AVAILABLE RECORDS>
-=-=-=-=-
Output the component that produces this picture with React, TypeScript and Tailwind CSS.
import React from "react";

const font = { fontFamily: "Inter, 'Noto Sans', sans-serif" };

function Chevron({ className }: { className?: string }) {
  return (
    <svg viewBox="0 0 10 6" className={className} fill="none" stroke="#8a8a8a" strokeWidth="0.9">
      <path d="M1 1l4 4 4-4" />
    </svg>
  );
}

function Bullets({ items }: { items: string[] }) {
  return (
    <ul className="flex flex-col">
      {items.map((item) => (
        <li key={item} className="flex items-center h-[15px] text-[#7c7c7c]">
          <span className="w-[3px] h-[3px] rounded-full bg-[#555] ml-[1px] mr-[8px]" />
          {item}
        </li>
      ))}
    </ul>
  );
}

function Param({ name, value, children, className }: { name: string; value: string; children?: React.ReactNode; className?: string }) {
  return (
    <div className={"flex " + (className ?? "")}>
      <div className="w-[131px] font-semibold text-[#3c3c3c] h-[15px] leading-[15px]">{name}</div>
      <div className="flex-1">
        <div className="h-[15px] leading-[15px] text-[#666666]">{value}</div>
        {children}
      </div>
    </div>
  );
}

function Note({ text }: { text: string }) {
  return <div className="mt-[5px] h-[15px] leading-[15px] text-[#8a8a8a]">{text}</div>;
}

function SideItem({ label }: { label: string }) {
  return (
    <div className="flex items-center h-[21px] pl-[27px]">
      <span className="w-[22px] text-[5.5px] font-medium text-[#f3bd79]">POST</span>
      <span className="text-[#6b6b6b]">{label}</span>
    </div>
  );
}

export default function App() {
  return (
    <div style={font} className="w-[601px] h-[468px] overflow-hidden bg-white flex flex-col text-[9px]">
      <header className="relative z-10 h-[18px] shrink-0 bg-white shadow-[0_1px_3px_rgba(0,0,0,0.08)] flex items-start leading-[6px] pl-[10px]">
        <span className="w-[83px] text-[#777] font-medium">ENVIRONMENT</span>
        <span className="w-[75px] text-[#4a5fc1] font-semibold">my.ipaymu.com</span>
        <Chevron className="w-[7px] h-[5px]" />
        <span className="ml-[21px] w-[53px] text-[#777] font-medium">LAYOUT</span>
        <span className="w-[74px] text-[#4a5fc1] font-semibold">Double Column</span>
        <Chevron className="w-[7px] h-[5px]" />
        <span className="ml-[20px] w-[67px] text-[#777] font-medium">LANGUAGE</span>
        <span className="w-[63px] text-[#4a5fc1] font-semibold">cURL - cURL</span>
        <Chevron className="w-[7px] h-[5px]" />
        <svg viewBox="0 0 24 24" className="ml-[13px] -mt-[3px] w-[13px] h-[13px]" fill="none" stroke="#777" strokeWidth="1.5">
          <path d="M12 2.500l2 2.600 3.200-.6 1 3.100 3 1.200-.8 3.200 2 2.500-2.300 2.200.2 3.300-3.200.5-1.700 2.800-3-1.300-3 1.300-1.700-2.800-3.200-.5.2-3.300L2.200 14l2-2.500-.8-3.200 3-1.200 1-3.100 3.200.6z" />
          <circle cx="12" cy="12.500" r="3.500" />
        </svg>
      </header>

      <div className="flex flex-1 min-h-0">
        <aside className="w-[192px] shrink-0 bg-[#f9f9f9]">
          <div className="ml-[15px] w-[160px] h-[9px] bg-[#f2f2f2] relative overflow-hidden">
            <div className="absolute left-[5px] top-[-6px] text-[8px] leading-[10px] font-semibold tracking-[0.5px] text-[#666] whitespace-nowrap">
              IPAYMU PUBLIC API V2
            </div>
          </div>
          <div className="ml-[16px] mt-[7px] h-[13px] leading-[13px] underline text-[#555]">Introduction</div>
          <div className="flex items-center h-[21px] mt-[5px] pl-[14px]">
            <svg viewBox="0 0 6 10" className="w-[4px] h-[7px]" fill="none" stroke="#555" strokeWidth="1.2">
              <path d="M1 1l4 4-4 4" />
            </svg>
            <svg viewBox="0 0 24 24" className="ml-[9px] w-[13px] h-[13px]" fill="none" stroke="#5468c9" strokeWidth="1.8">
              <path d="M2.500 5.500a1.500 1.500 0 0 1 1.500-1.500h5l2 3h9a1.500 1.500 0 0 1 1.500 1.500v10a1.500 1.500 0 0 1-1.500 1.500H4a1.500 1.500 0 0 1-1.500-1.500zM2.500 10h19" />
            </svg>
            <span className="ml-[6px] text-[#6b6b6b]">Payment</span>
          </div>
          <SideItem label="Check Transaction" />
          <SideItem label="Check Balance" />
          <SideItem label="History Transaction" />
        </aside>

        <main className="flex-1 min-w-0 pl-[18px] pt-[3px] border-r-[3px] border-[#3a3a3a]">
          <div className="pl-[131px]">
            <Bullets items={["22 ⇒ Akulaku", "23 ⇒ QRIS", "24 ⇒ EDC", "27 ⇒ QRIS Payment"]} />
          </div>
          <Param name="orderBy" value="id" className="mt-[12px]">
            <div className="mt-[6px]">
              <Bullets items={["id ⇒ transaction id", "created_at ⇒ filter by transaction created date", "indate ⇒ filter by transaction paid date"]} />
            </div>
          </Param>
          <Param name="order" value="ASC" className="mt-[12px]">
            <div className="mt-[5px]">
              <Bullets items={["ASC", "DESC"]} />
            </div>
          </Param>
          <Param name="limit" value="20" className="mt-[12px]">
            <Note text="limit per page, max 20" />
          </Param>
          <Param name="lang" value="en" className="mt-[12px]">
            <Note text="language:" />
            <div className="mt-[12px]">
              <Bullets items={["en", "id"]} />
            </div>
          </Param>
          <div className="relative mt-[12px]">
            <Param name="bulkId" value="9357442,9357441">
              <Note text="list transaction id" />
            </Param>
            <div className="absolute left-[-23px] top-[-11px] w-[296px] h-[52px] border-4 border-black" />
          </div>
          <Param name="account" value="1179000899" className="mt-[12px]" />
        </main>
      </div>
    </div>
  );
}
-=-=-=-=-
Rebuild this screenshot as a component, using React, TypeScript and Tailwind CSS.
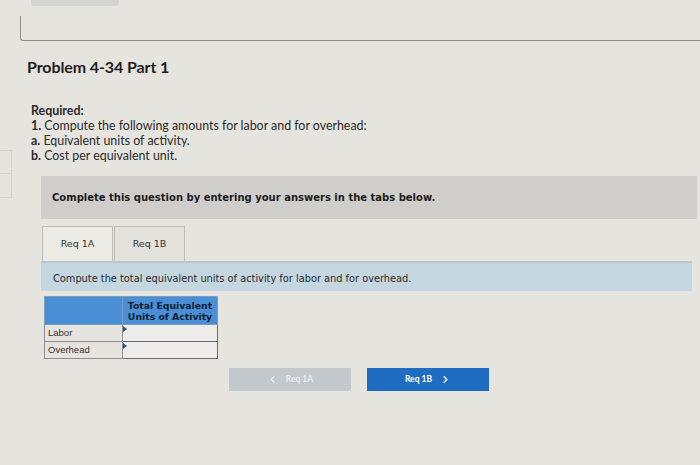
-=-=-=-=-
TASK DIRECTIONS> From the records above, work out how many lines contain the string "React". Give only the number.

TASK OUTPUT> 4